§ TASK OBJECTIVE
Everything from the line containing "Write the React, TypeScript" through the line containing "const navItems = ['域名管理', 'API" must be written out exactly, and nothing more; leave any pictures out.

§ Records excerpted from a collection
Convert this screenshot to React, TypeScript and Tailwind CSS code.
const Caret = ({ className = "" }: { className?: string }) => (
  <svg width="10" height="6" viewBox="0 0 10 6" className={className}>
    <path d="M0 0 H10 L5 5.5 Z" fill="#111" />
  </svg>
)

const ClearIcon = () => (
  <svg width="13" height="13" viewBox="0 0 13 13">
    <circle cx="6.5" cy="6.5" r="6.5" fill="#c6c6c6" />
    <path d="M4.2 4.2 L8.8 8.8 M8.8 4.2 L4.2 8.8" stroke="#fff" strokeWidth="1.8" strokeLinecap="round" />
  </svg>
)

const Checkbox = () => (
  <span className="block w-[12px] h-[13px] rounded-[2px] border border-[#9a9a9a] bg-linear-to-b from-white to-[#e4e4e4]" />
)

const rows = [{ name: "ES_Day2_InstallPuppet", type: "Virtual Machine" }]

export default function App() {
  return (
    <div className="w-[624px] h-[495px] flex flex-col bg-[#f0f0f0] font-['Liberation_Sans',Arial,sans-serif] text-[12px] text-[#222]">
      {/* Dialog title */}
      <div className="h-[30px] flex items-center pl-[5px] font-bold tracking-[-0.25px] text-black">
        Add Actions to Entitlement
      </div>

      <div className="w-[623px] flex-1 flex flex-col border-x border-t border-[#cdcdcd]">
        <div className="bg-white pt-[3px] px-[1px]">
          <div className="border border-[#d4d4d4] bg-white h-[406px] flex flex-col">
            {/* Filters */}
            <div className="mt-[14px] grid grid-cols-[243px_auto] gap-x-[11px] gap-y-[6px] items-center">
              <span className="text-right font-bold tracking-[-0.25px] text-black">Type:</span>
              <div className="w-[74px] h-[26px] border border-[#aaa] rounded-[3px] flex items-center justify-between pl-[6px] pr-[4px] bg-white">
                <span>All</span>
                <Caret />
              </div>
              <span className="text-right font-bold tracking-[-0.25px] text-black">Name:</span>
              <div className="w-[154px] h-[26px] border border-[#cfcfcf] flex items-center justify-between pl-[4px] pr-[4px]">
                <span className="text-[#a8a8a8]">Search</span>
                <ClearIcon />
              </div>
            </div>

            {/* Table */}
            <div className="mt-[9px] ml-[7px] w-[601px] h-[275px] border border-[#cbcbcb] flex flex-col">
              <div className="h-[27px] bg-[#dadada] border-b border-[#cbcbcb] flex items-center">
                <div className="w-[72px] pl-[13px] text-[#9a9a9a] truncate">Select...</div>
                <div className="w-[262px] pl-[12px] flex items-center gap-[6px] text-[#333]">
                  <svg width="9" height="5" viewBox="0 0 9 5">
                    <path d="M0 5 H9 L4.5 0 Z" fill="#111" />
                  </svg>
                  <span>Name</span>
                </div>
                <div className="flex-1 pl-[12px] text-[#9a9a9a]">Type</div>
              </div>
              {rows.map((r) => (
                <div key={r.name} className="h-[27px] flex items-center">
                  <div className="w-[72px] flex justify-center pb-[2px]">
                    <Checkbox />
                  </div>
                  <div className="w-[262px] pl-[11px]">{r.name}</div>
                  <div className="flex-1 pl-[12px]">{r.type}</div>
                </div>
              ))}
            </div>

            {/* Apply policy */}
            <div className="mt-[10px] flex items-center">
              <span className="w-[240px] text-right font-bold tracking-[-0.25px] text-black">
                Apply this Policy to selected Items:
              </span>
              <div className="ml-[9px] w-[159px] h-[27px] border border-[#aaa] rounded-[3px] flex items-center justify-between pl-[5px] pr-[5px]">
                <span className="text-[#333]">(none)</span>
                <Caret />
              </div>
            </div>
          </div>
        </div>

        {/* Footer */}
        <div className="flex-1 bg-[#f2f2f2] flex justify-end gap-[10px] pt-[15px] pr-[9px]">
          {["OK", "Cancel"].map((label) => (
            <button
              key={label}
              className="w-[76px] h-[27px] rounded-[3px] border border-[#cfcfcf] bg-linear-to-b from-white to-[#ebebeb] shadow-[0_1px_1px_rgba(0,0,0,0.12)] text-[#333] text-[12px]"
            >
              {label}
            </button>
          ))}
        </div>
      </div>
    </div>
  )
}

==

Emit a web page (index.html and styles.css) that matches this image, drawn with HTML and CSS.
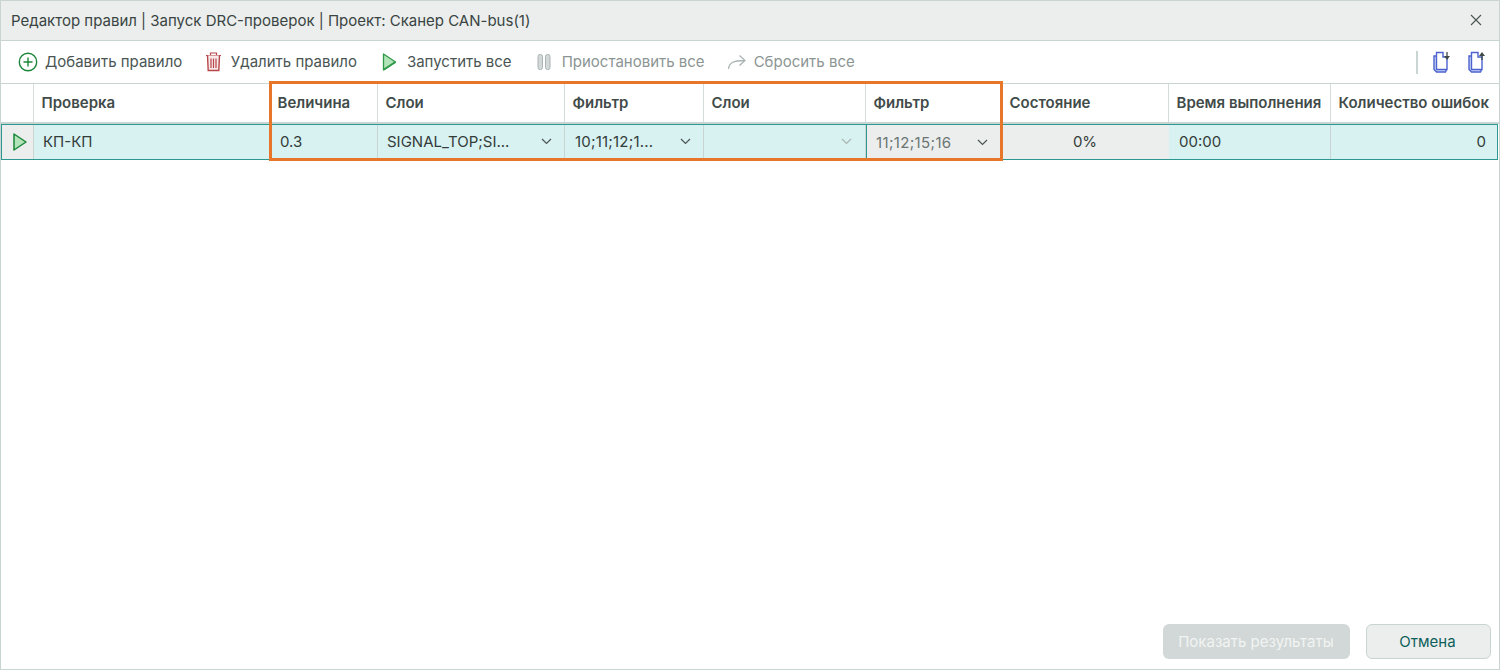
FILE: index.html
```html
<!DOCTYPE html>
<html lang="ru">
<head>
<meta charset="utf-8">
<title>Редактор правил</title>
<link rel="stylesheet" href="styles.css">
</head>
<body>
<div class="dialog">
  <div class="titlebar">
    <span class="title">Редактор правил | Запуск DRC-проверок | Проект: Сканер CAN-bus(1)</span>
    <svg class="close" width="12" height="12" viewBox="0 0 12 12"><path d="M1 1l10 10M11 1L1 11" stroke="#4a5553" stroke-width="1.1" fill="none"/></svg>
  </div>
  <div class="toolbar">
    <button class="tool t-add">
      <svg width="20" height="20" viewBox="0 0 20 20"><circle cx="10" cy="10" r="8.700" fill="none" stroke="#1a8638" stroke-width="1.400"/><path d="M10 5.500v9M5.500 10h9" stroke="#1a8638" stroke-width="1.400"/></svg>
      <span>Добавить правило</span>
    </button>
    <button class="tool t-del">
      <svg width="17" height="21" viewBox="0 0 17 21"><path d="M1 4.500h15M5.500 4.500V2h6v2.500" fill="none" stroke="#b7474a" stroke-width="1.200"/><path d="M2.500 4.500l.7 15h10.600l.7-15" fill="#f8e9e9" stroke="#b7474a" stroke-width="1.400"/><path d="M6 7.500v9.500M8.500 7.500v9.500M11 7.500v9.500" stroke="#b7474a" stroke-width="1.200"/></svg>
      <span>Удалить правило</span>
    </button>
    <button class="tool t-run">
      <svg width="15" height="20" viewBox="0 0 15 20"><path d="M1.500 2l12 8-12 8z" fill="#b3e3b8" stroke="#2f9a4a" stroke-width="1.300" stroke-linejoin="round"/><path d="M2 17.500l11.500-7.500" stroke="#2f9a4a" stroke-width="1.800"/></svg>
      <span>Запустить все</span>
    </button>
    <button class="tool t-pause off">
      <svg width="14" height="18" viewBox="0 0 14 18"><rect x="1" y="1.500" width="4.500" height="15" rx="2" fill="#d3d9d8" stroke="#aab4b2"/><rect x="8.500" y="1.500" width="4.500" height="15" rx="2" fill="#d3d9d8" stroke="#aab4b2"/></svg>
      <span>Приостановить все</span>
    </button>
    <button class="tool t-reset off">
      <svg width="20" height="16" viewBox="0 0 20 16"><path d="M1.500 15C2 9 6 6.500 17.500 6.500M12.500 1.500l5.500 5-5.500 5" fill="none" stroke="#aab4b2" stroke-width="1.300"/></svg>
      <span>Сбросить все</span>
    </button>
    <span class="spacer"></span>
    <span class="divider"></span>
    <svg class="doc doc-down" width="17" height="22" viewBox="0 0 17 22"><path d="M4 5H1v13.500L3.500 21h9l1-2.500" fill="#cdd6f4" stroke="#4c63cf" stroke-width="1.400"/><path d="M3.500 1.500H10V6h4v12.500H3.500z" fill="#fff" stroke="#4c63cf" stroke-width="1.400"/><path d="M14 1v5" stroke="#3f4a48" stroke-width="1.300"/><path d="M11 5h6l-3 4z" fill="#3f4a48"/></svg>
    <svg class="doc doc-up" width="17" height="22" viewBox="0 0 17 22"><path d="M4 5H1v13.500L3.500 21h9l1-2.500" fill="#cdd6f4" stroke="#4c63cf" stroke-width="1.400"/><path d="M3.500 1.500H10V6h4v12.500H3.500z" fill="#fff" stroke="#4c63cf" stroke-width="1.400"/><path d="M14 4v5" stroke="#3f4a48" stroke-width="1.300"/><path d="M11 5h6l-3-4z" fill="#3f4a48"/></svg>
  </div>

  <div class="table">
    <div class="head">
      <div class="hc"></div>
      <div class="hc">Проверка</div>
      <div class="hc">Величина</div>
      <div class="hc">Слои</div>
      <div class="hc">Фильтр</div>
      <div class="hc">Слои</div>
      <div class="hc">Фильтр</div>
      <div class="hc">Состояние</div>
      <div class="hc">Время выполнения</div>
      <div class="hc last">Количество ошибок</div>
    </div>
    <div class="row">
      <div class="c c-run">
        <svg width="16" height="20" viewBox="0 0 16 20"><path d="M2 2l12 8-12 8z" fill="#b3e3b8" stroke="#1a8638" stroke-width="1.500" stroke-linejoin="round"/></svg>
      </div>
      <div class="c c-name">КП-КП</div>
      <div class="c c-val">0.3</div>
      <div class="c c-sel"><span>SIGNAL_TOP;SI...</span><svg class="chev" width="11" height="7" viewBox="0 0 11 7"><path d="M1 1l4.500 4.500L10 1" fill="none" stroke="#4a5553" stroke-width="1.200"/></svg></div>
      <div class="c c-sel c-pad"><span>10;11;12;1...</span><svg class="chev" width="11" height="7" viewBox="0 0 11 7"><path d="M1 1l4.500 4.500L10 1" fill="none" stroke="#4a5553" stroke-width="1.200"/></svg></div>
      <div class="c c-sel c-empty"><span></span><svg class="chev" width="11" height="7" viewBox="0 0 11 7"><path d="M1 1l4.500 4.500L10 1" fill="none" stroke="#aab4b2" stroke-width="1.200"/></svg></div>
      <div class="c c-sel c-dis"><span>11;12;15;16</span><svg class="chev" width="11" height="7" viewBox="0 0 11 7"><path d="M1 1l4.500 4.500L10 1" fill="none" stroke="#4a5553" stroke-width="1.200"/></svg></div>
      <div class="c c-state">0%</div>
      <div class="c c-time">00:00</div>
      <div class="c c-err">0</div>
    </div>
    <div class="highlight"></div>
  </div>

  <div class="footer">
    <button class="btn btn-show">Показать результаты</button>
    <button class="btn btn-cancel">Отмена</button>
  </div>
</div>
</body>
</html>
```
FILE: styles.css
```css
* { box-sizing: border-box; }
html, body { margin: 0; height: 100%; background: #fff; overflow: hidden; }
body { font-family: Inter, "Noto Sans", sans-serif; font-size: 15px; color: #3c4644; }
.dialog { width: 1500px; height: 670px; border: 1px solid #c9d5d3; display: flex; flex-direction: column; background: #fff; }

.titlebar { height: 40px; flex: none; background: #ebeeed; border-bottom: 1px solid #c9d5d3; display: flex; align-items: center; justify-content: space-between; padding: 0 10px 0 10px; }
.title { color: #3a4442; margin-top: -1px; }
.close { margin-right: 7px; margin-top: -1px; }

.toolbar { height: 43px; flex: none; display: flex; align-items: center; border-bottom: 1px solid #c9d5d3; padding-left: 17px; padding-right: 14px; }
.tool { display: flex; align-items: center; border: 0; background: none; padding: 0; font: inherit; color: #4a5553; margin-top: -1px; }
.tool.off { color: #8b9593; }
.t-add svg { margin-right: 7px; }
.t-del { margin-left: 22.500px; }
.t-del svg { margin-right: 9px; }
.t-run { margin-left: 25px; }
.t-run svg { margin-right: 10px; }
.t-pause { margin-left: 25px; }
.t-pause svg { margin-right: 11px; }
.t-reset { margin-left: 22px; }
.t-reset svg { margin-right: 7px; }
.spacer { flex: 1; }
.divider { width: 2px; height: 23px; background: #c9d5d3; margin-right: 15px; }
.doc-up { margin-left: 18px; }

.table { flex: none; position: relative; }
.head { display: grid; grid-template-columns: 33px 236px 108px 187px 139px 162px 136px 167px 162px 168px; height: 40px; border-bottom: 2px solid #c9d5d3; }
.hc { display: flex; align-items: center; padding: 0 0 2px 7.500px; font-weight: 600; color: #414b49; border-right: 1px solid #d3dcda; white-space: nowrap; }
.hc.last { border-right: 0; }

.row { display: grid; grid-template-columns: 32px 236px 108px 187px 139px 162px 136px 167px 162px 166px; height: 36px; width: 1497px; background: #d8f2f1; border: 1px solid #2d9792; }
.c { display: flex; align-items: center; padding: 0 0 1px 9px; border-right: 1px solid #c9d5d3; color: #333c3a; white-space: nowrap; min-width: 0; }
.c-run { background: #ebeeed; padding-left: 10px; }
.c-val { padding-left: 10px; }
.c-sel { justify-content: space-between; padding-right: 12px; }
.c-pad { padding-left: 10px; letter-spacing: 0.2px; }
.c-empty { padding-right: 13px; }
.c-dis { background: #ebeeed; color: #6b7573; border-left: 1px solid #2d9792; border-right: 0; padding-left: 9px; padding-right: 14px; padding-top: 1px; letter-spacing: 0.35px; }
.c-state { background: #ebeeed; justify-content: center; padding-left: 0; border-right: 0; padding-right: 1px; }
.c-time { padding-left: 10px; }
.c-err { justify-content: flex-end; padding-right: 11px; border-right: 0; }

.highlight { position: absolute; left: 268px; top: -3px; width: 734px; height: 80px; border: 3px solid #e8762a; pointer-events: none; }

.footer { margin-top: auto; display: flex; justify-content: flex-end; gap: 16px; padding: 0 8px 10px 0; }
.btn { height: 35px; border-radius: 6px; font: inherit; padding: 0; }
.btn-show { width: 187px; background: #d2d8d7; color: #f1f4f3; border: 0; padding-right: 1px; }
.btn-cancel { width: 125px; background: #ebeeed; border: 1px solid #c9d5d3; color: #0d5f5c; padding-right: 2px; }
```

* * *

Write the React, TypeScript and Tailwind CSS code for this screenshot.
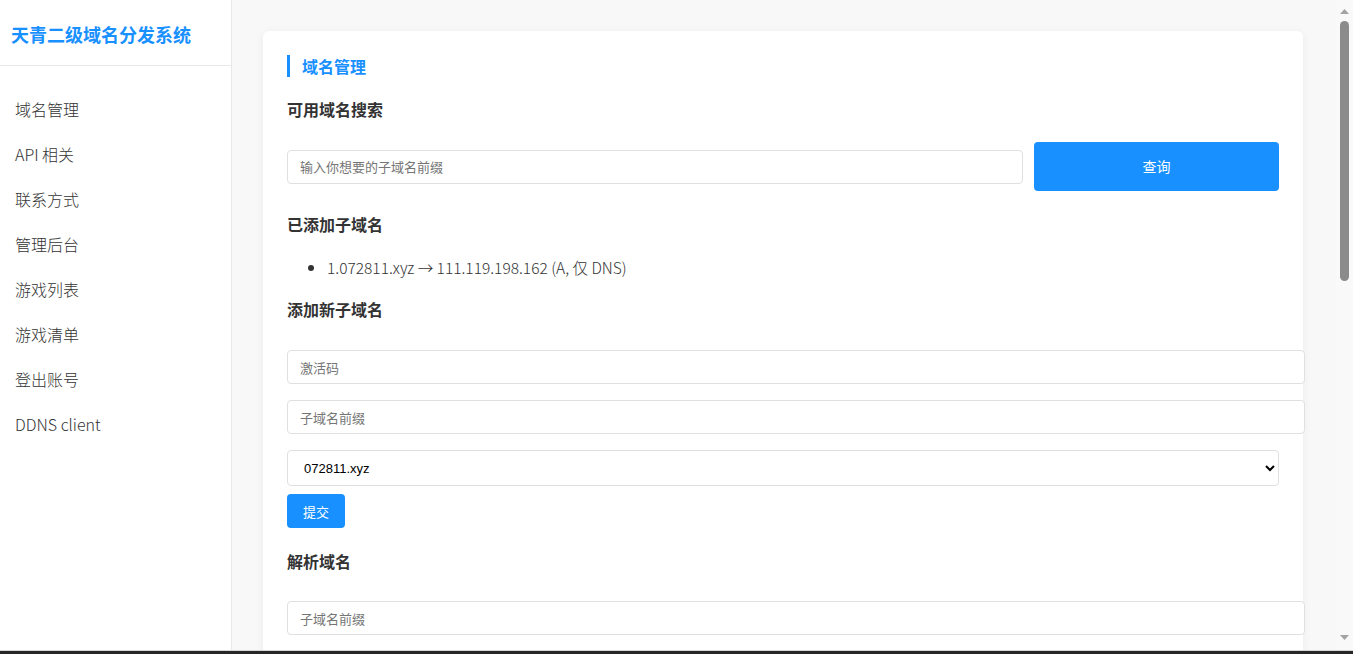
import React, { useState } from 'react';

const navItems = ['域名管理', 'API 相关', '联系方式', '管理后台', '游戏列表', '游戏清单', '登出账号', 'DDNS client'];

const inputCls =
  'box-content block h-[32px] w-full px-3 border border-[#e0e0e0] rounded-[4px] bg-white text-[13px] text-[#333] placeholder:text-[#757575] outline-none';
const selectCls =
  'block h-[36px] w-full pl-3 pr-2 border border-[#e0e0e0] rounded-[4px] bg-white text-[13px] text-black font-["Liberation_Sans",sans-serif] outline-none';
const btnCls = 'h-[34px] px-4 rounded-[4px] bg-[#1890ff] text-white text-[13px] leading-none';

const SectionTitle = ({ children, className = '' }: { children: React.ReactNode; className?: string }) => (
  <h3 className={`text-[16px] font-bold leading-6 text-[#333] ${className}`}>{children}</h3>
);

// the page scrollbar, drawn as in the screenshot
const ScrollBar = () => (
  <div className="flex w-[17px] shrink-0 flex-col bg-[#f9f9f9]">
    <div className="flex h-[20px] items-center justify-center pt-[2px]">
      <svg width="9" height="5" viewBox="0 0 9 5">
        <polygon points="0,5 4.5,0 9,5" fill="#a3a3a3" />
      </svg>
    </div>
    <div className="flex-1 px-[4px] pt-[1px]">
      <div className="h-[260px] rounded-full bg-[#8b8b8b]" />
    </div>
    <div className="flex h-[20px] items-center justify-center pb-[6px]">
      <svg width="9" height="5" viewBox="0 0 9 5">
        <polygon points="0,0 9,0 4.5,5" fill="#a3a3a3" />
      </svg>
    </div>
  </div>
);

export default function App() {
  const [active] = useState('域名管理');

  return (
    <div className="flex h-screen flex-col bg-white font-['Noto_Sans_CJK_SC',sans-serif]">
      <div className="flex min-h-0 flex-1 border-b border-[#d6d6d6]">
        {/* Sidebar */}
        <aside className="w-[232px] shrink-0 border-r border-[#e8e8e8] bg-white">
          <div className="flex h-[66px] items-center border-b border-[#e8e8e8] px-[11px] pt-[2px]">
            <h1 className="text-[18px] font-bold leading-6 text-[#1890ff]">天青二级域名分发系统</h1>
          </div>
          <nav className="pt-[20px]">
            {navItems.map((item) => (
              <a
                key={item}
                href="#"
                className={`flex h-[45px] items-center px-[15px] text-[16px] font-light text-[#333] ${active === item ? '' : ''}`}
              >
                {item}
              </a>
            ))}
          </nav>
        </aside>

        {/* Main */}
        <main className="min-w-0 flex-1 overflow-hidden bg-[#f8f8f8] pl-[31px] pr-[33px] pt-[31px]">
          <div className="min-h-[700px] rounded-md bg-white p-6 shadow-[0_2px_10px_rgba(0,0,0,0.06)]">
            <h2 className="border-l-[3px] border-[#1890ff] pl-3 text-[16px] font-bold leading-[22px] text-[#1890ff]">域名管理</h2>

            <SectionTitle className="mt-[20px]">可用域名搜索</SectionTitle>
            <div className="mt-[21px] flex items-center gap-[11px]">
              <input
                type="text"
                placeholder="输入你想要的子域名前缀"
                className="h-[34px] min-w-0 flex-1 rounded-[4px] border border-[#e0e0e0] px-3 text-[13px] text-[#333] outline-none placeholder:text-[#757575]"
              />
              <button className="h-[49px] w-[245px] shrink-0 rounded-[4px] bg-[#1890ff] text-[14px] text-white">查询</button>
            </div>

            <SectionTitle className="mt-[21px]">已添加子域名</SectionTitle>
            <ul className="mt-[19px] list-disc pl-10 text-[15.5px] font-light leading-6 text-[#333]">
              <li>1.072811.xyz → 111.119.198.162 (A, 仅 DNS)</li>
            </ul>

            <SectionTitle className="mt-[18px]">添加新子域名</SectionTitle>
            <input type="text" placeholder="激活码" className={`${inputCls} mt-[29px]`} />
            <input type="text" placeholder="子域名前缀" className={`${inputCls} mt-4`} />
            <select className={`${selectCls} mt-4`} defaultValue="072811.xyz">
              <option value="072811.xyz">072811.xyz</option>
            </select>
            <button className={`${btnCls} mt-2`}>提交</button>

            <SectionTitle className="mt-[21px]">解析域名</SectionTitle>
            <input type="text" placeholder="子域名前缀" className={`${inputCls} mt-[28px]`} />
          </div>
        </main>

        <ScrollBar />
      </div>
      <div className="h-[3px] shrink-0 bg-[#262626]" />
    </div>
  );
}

§ FULL ANSWER
Write the React, TypeScript and Tailwind CSS code for this screenshot.
import React, { useState } from 'react';

const navItems = ['域名管理', 'API 相关', '联系方式', '管理后台', '游戏列表', '游戏清单', '登出账号', 'DDNS client'];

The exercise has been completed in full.